Driven by high holiday demand and expected fourth-quarter earnings, Applied Analysis' monthly weighted average of eight local stocks closed December at 215.71, up 5.4 percent from 204.75 in November and 37.2 percent from 156.9 in December a year earlier.

That is almost double the increase in a similarly weighted average of the Standard and Poor's 500 Index, which increased 19.8 percent to 1077.6 in 2003 from 899.2 a year earlier.

"During most of December, indicators suggested a strong holiday season with the better weekday timing than last year for the Christmas and New Year's holidays," said Brian Gordon, spokesman for Applied Analysis, a Las Vegas-based financial consulting firm.

"Month-end concerns over terrorism threats and speculation of acts of violence publicized on a national level seem to have had only a small impact on visitation for the big New Year's celebration," he said.

Gordon said Mandalay Resort Group was the top performer among operators with nearly an 8 percent rise in its average stock price for the month, with the strong performance of its Strip properties suggesting improved conditions in Las Vegas.

Mandalay shares closed Wednesday at $44.72, up almost 5 percent for December and up 45 percent for 2003 as a whole.

Gordon also cited Park Place Entertainment Corp., whose stock closed the year above $10 a share for the first time in 18 months

"Park Place battled analyst concerns (all year) that it was not achieving profitability measures of other major operators, which was reflected in their stock price. Despite the complaints, Park Place managed a 30 rise in valuation," Gordon said. Park Place shares shares closed Wednesday at $10.83, up 4.5 percent for December and up 32 percent for 2003.

Gordon also said MGM Mirage had the most price volatility of any Strip operator early in the year "with the impacts of Iraq and SARS causing concern for the Las Vegas Strip dominator."

MGM Mirage's 2003 performance included the opening of the Borgata in Atlantic City with joint venture partner Boyd Gaming, which has been met with mixed reviews, and it was forced to wrestle with the closing of the Siegfried & Roy show, Gordon said.

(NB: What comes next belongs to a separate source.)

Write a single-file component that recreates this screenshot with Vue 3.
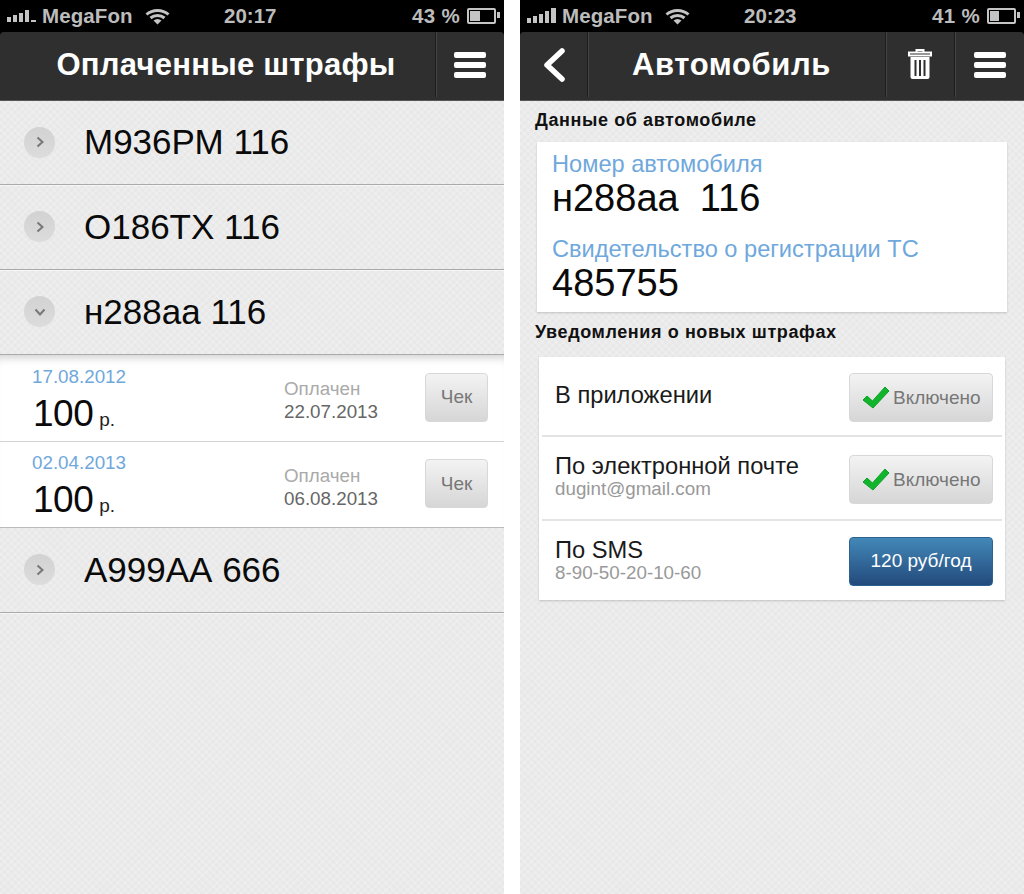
<template>
  <div class="screens">
    <section class="phone">
      <div class="status">
        <svg class="signal" width="30" height="12" viewBox="0 0 30 12">
          <rect x="0" y="7" width="4" height="5" />
          <rect x="6" y="5" width="4" height="7" />
          <rect x="12" y="3" width="4" height="9" />
          <rect x="18" y="0" width="4" height="12" />
          <rect x="24" y="10" width="5" height="2" />
        </svg>
        <span class="carrier">MegaFon</span>
        <svg class="wifi" width="25" height="17" viewBox="0 0 25 17">
          <path d="M1.500 6.500C7.500 1 17.500 1 23.500 6.500M5.500 10C9.500 6.500 15.500 6.500 19.500 10" fill="none" stroke="#c4c4c4" stroke-width="3" />
          <path d="M8.500 12.500C11 10.500 14 10.500 16.500 12.500L12.500 16.500Z" fill="#c4c4c4" />
        </svg>
        <span class="time">20:17</span>
        <span class="percent">43 %</span>
        <div class="battery"><i style="width: 43%"></i></div>
      </div>
      <header class="bar">
        <h1 class="title title-fines">Оплаченные штрафы</h1>
        <button class="bar-btn menu"><span></span><span></span><span></span></button>
      </header>
      <main class="content">
        <template v-for="car in cars" :key="car.plate">
          <div class="car">
            <span class="toggle">
              <svg width="12" height="14" viewBox="0 0 12 14">
                <path :d="car.open ? 'M1.500 4.500L6 9.500L10.500 4.500' : 'M3.500 2.500L8.500 7L3.500 11.500'" fill="none" stroke="#777" stroke-width="2" />
              </svg>
            </span>
            <span class="plate">{{ car.plate }}</span>
          </div>
          <div v-if="car.fines" class="fines">
            <div v-for="fine in car.fines" :key="fine.date" class="fine">
              <div class="fine-sum">
                <div class="fine-date">{{ fine.date }}</div>
                <div class="amount"><span>100</span><small>р.</small></div>
              </div>
              <div class="paid">
                <div class="paid-label">Оплачен</div>
                <div class="paid-date">{{ fine.paid }}</div>
              </div>
              <button class="btn check">Чек</button>
            </div>
          </div>
        </template>
      </main>
    </section>

    <section class="phone">
      <div class="status">
        <svg class="signal" width="30" height="16" viewBox="0 0 30 16">
          <rect x="0" y="10" width="4" height="5" />
          <rect x="6" y="8" width="4" height="7" />
          <rect x="12" y="6" width="4" height="9" />
          <rect x="18" y="3" width="4" height="12" />
          <rect x="24" y="0" width="5" height="15" />
        </svg>
        <span class="carrier">MegaFon</span>
        <svg class="wifi" width="25" height="17" viewBox="0 0 25 17">
          <path d="M1.500 6.500C7.500 1 17.500 1 23.500 6.500M5.500 10C9.500 6.500 15.500 6.500 19.500 10" fill="none" stroke="#c4c4c4" stroke-width="3" />
          <path d="M8.500 12.500C11 10.500 14 10.500 16.500 12.500L12.500 16.500Z" fill="#c4c4c4" />
        </svg>
        <span class="time">20:23</span>
        <span class="percent">41 %</span>
        <div class="battery"><i style="width: 41%"></i></div>
      </div>
      <header class="bar">
        <button class="bar-btn back">
          <svg width="24" height="34" viewBox="0 0 24 34">
            <path d="M20 3L5 17L20 31" fill="none" stroke="#fff" stroke-width="5.500" stroke-linecap="round" stroke-linejoin="round" />
          </svg>
        </button>
        <h1 class="title title-car">Автомобиль</h1>
        <button class="bar-btn trash">
          <svg width="24" height="31" viewBox="0 0 24 31">
            <path d="M8.500 3V1H15.500V3M1 3.500H23V6.500H1Z" fill="none" stroke="#fff" stroke-width="2" />
            <path d="M2.500 8H21.500V28A2 2 0 0 1 19.500 30H4.500A2 2 0 0 1 2.500 28Z" fill="#fff" />
            <path d="M7.500 11V27M12 11V27M16.500 11V27" stroke="#2f2f2f" stroke-width="2" />
          </svg>
        </button>
        <button class="bar-btn menu"><span></span><span></span><span></span></button>
      </header>
      <main class="content details">
        <h2 class="section">Данные об автомобиле</h2>
        <div class="card car-card">
          <div class="label">Номер автомобиля</div>
          <div class="value">н288аа&nbsp; 116</div>
          <div class="label second">Свидетельство о регистрации ТС</div>
          <div class="value">485755</div>
        </div>
        <h2 class="section notify">Уведомления о новых штрафах</h2>
        <div class="card notify-card">
          <div v-for="row in channels" :key="row.name" class="channel">
            <div class="channel-text">
              <div class="channel-name">{{ row.name }}</div>
              <div v-if="row.sub" class="channel-sub">{{ row.sub }}</div>
            </div>
            <button v-if="row.on" class="btn toggle-btn">
              <svg width="28" height="23" viewBox="0 0 28 23">
                <path d="M1 14L5 10L10.500 15L23 1L27 5L11 22Z" fill="#10b52c" stroke="#0ca026" stroke-width="1" stroke-linejoin="round" />
              </svg>
              Включено
            </button>
            <button v-else class="btn buy">120 руб/год</button>
          </div>
        </div>
      </main>
    </section>
  </div>
</template>

<script setup>
const cars = [
  { plate: 'М936РМ 116' },
  { plate: 'О186ТХ 116' },
  {
    plate: 'н288аа 116',
    open: true,
    fines: [
      { date: '17.08.2012', paid: '22.07.2013' },
      { date: '02.04.2013', paid: '06.08.2013' }
    ]
  },
  { plate: 'А999АА 666' }
]

const channels = [
  { name: 'В приложении', on: true },
  { name: 'По электронной почте', sub: 'dugint@gmail.com', on: true },
  { name: 'По SMS', sub: '8-90-50-20-10-60', on: false }
]
</script>

<style>
html, body {
  margin: 0;
  background: #fff;
}
</style>

<style scoped>
.screens {
  display: flex;
  gap: 16px;
  height: 894px;
  overflow: hidden;
  font-family: "Liberation Sans", Arial, sans-serif;
}

.phone {
  width: 504px;
  display: flex;
  flex-direction: column;
  background: #000;
}

.status {
  height: 32px;
  flex-shrink: 0;
  display: flex;
  align-items: center;
  padding-left: 7px;
  color: #bcbcbc;
  font-size: 20.5px;
  font-weight: bold;
}

.signal {
  width: 30px;
  fill: #c4c4c4;
}

.carrier {
  margin-left: 5px;
  width: 92px;
  letter-spacing: 0.1px;
}

.wifi {
  margin-left: 11px;
}

.time {
  margin-left: 54px;
  width: 54px;
}

.percent {
  margin-left: auto;
  letter-spacing: 0.3px;
}

.battery {
  width: 23px;
  height: 10px;
  margin: 0 8px 0 7px;
  padding: 1px;
  border: 2px solid #c4c4c4;
  border-radius: 2px;
  position: relative;
  box-sizing: content-box;
}

.battery::after {
  content: "";
  position: absolute;
  right: -6px;
  top: 2px;
  width: 3px;
  height: 6px;
  background: #c4c4c4;
}

.battery i {
  display: block;
  height: 100%;
  background: #c4c4c4;
}

.bar {
  height: 69px;
  flex-shrink: 0;
  display: flex;
  background: #2f2f2f;
  border-radius: 4px 4px 0 0;
  border-bottom: 1px solid #555;
  box-sizing: border-box;
}

.title {
  flex: 1;
  margin: 0;
  color: #fff;
  font-size: 31px;
  font-weight: bold;
  line-height: 65px;
  text-align: center;
  letter-spacing: 0.25px;
}

.title-fines {
  padding-left: 17px;
}

.title-car {
  padding-right: 10px;
  letter-spacing: 0.6px;
}

.bar-btn {
  display: flex;
  flex-direction: column;
  align-items: center;
  justify-content: center;
  padding: 0;
  border: 0;
  background: none;
  height: 65px;
}

.menu {
  width: 69px;
  gap: 4px;
  border-left: 1px solid #1d1d1d;
  box-shadow: inset 1px 0 0 #444;
}

.trash + .menu {
  width: 70px;
}

.menu span {
  width: 32px;
  height: 6px;
  background: #fff;
  border-radius: 2px;
}

.back {
  width: 68px;
  border-right: 1px solid #1d1d1d;
  box-shadow: 1px 0 0 #444;
}

.trash {
  width: 69px;
  border-left: 1px solid #1d1d1d;
  box-shadow: inset 1px 0 0 #444;
}

.content {
  flex: 1;
  background-color: #e8e8e8;
  background-image:
    repeating-linear-gradient(45deg, rgba(255, 255, 255, 0.16) 0 2px, transparent 2px 5px),
    repeating-linear-gradient(-45deg, rgba(255, 255, 255, 0.16) 0 2px, transparent 2px 5px);
}

.car {
  height: 85px;
  box-sizing: border-box;
  display: flex;
  align-items: center;
  padding: 0 0 1px 24px;
  border-bottom: 1px solid #aaa;
  box-shadow: 0 1px 0 #f6f6f6;
}

.car:first-child {
  height: 84px;
}

.toggle {
  width: 31px;
  height: 31px;
  flex-shrink: 0;
  display: flex;
  align-items: center;
  justify-content: center;
  border-radius: 50%;
  background: linear-gradient(#d2d2d2, #dcdcdc);
}

.plate {
  margin-left: 29px;
  font-size: 35px;
  color: #0a0a0a;
}

.fines {
  background: #fff;
  box-shadow: inset 0 9px 8px -6px rgba(0, 0, 0, 0.18);
  border-bottom: 1px solid #bbb;
}

.fine {
  height: 85px;
  box-sizing: border-box;
  display: flex;
  align-items: center;
  padding-right: 16px;
}

.fine:first-child {
  height: 87px;
  border-bottom: 1px solid #d4d4d4;
}

.fine-sum {
  flex: 1;
  padding-left: 32px;
}

.fine-date {
  color: #6fa8dc;
  font-size: 18.8px;
  line-height: 20px;
  margin-top: 13px;
}

.amount {
  margin-top: 4px;
  padding-left: 1px;
  font-size: 37px;
  line-height: 46px;
  letter-spacing: -0.5px;
  color: #0a0a0a;
}

.amount small {
  margin-left: 6px;
  font-size: 19px;
  letter-spacing: 0;
  color: #222;
}

.paid {
  width: 141px;
  margin-top: 4px;
  font-size: 18.8px;
  line-height: 23px;
}

.paid-label {
  color: #aaa;
}

.paid-date {
  color: #666;
}

.btn {
  height: 49px;
  padding: 0;
  border: 1px solid #d8d8d8;
  border-radius: 4px;
  background: linear-gradient(#f3f3f3, #d6d6d6);
  color: #777;
  font-family: inherit;
  font-size: 19px;
  flex-shrink: 0;
}

.check {
  width: 63px;
  margin-top: -2px;
}

.details {
  padding: 8px 17px 0 15px;
}

.section {
  margin: 0;
  font-size: 18px;
  line-height: 22px;
  font-weight: bold;
  color: #111;
  letter-spacing: 0.6px;
}

.notify {
  margin-top: 9px;
}

.card {
  background: #fff;
  box-shadow: 0 1px 2px rgba(0, 0, 0, 0.18);
}

.car-card {
  margin: 11px 0 0 2px;
  height: 170px;
  box-sizing: border-box;
  padding: 9px 15px 0;
}

.label {
  color: #6fa8dc;
  font-size: 23.6px;
  line-height: 26px;
}

.second {
  margin-top: 17px;
}

.value {
  font-size: 38px;
  line-height: 42px;
  color: #0a0a0a;
}

.notify-card {
  margin: 14px 2px 0 4px;
  padding: 0 3px;
}

.channel {
  height: 80px;
  box-sizing: border-box;
  display: flex;
  align-items: center;
  justify-content: space-between;
  padding: 0 9px 0 13px;
  border-bottom: 2px solid #e4e4e4;
}

.channel:nth-child(2) {
  height: 84px;
}

.channel:last-child {
  height: 79px;
  border-bottom: 0;
}

.channel-text {
  margin-top: -2px;
}

.channel:nth-child(2) .channel-text {
  margin-top: -4px;
}

.channel-name {
  font-size: 23.7px;
  line-height: 26px;
  color: #1a1a1a;
}

.channel-sub {
  font-size: 18.8px;
  line-height: 20px;
  color: #999;
}

.toggle-btn {
  width: 144px;
  display: flex;
  align-items: center;
  gap: 3px;
  padding-left: 12px;
  margin-top: 3px;
}

.buy {
  width: 144px;
  background: linear-gradient(#4288b8, #234a7c);
  border-color: #2e6391;
  color: #fff;
  margin-top: 1px;
}
</style>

MGM Mirage shares shares closed Wednesday at $37.61, up 1 percent for December and up 15 percent for the year.

However, Joe Greff, gaming analyst with Fulcrum Global Partners, an independent Wall Street investment research firm, warned in an advisory to investors this week that concerns about the gaming sector persist.

He said that at current high stock prices, there are only a handful of attractive values being traded, and overall, while demand is high and increasing in Las Vegas, other areas -- particularly Illinois, Indiana, Louisiana, Missouri and New Jersey -- face problems of oversupply, increased competition and higher taxes.

Looking ahead to 2004, Goldman Sachs' Kent predicted a replay of 2003, but with a "double whammy."

"We may see strong leisure travel combined with resurgent business travel and Las Vegas will be the biggest beneficiary of the boost in business travel because it will mean (another) boost in convention attendance," he said.